By DENNIS McELDOWNEY*
In one of Fiona Farrell's stories, Rag Bag, the narrator remembers that her mother kept everything she might find useful later on. She saved rags (to be made into a rug), string, recipes, rubber bands, safety pins. It so irritated her daughters that they made a point of saving nothing.
Then it occurs to the narrator that she is still a hoarder, of scraps of conversation, odd episodes, inconsequential gestures. She resolves to tack them together into a novel, but nothing comes of it.
This could be autobiographical, except that Farrell makes good use of her ragbag. Her realistic stories, typically of family life, are put in a new light by oddments read and remembered.

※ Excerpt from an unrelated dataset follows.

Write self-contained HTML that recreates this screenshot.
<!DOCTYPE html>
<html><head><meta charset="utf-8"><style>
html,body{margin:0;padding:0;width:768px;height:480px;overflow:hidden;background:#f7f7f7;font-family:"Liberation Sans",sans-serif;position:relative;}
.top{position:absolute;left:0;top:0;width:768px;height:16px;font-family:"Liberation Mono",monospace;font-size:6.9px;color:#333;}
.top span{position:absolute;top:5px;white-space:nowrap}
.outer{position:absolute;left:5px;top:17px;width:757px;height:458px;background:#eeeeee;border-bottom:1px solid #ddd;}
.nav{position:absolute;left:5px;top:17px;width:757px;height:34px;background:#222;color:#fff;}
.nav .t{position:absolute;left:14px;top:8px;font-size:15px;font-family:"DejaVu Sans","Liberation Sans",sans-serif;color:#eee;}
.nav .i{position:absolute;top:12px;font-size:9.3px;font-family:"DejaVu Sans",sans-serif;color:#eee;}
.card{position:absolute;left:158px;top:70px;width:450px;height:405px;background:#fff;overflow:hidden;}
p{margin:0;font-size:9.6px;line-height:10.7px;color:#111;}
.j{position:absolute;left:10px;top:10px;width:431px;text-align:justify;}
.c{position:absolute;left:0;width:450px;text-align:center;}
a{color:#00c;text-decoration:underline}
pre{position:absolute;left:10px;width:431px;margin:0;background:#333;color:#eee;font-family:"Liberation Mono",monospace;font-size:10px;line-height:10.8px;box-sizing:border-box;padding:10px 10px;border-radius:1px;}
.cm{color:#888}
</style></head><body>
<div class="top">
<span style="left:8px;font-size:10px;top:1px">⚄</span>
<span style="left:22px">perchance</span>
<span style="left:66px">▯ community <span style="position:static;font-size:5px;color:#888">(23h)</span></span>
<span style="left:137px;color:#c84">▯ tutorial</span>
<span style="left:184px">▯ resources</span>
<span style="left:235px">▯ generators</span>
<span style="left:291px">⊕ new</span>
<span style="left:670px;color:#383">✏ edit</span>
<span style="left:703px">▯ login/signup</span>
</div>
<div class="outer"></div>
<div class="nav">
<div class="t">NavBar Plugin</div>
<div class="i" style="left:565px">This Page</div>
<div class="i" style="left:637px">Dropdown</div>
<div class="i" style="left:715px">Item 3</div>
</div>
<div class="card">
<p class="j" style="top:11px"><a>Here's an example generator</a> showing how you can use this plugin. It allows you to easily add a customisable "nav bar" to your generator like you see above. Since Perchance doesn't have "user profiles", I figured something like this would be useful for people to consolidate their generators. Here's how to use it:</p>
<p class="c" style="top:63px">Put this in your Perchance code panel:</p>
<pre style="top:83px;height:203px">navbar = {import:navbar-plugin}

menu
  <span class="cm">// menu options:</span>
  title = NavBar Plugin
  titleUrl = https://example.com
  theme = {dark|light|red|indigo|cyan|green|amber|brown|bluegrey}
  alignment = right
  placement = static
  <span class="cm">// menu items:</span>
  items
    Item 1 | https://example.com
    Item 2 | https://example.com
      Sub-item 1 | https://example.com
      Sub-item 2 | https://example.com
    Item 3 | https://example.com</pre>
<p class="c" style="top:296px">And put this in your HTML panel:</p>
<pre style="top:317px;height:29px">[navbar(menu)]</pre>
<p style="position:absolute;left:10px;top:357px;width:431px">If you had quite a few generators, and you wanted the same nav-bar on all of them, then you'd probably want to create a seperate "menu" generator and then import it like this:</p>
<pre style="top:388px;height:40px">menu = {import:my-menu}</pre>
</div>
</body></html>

Some of these references are tricky. There is a young woman on the travelator in an airport terminal, a few steps behind her boyfriend, wondering whether she is wise to leave her own country for another, whether it will be a better place, especially as there are so many going the other way. The title of the story is Che faro senz' Euridice, an aria from Gluck's opera based on the Greek legend of Orpheus and Eurydice. Only this gives the reader the clue that Farrell is likening an airport to the fateful path from Hades to Earth. It takes less knowledge to appreciate a story in which another woman's life is seen through the pages of The Edmonds Cook Book.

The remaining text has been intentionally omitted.